I mostly eat unprocessed foods now, which is great.  I also am noticing that an increasing number of packaged foods clearly say whether they're vegan or not.  However, the process for determining whether a product is vegan or not seems to be Google, check forums, and contact the manufacturer.  The problem is that Google and online forums don't always seem to have firm proof and often rely on anecdotal evidence.  Contacting companies takes a long time and doesn't always yield clear answers.  Plus, even if you know most of the hidden animal ingredients, it can still be hard to know if an ingredient might not be vegan.  For example, I learned in this vegan forum that vegans need to source D3, and apparently companies don't necessarily know what's in their food.  Prior to reading that forum, I had no idea that the product in question might not be vegan.
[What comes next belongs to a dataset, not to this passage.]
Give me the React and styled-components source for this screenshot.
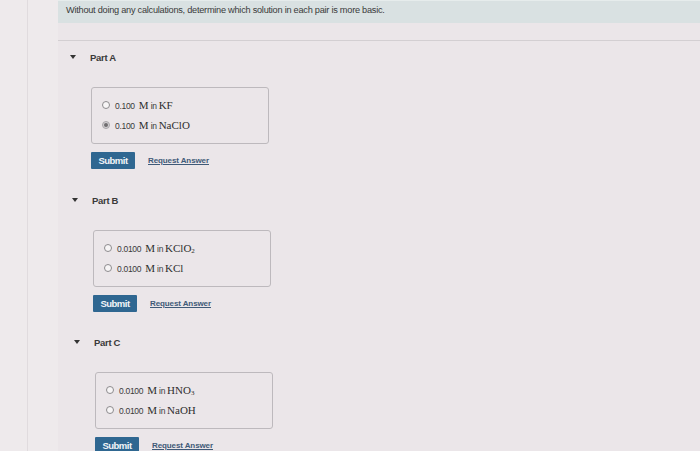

3.  Companies are less than eager to answer questions.

I contacted my first company a week ago to try to find out if the sugar used in a particular product is vegan or not.  I never got any acknowledgement from the company at all.  My awesome vegan mentor @xlibrarygeekx suggested that there really isn't a great rule of thumb to determine whether sugar in a product uses bone char, and he suggested that it's better to just avoid a product if you can't figure it out.  This makes me sad because I'm always looking to expand my vegan options and would be able to make an informed decision if these companies would just write back.  I'm thinking either big companies don't know what's in their products, or they don't care because the vegan segment of the population isn't large enough or doesn't have enough power to matter.  The lack of cooperation by manufacturers is also a problem for people with food allergies, but in these cases companies appear to do the bare minimum to comply with the law.

4.  Many vegan resources or health/diet/lifestyle websites make claims without scientific proof.

A vegan blogger suggested that she only uses coconut oil because it's the healthiest.  I started researching that claim because her website didn't explain why this oil was superior compared to other oils.  Ultimately, after I wasted a lot of time, I discovered that it's probably not the best, although there are a lot of people out there spreading propaganda.  Many aspects of veganism or healthy diets are not exact sciences, but it's counterproductive when vegans and others in these industries make unsubstantiated claims that we are just supposed to take at face value.  I feel especially frustrated that some of these unsubstantiated claims could actually be harmful to one's health.

5.  PETA is one of the best vegan resources!? Really?

I understand that we must take every step possible toward cruelty-free and environmentally-friendly, but I find some of PETA's tactics morally and ethically objectionable.  In addition to some of it's politics or strategies involving animals, I find PETA's treatment of people horrendous.  I believe in in non-violence, compassion, and I am against the killing of all beings, animals or people.  As objectionable as many of PETA's practices are, nothing was more offensive to me than the "death by chocolate/bite Osama Bin Laden's head off" campaign.  The people of Afghanistan and the world had suffered so much under Bin Laden's terrorist reign, military members risked their lives to end that reign, military families in the US and elsewhere worried about whether their loved ones would come back alive, all of the suffering of September 11, and Bin Laden's family no doubt suffered after he was killed.  After all of this, PETA treated the whole thing as if it were some type of big joke, reopening the wounds and offending me and many others.  It's pretty hard for me to believe that PETA engaged in the Bid Laden campaign in order to accomplish something for animals.    The whole campaign reflected a total lack of the compassion that PETA supposedly promotes.  PETA's many snafus are more incidents that make vegans look like extremist weirdos.  I didn't support PETA when I was a vegetarian, and I don't support PETA as a vegan.

So I'll step down from my soapbox, but I am hopeful that maybe somebody out there has ideas about how to deal with these frustrations.  I love being a vegan, and given that I was a lactose intolerant vegetarian, I don't have any intention to be anything other than vegan.  Any ideas about effective ways to contact companies?  I hate being on hold forever and I'm tired of getting no response at all.  And what about compassionate charities that aren't walking contradictions or corrupt?  Does such a thing exist?  And is veganism a word?  My spellchecker doesn't recognize it.

Posted as part of: Best Posts of the WeekPink Saturday, Weekend Wander.


  1. The animal cruelty videos/pictures always get to me. When I was a new vegan I used to watch PETA videos and cry my eyes out. I finally just stopped. I don't need to see it since I know what horrors befall animals. I have however been known to direct friends who were on the fence about becoming vegan to them...after they saw and were made aware they hopped off that fence!

    As for the ingredients in prepackaged foods...I did my best to study up on animal derived ingredients so that I would recognize them while shopping. I've also been known to whip out my phone while in the grocery store so I could call the company.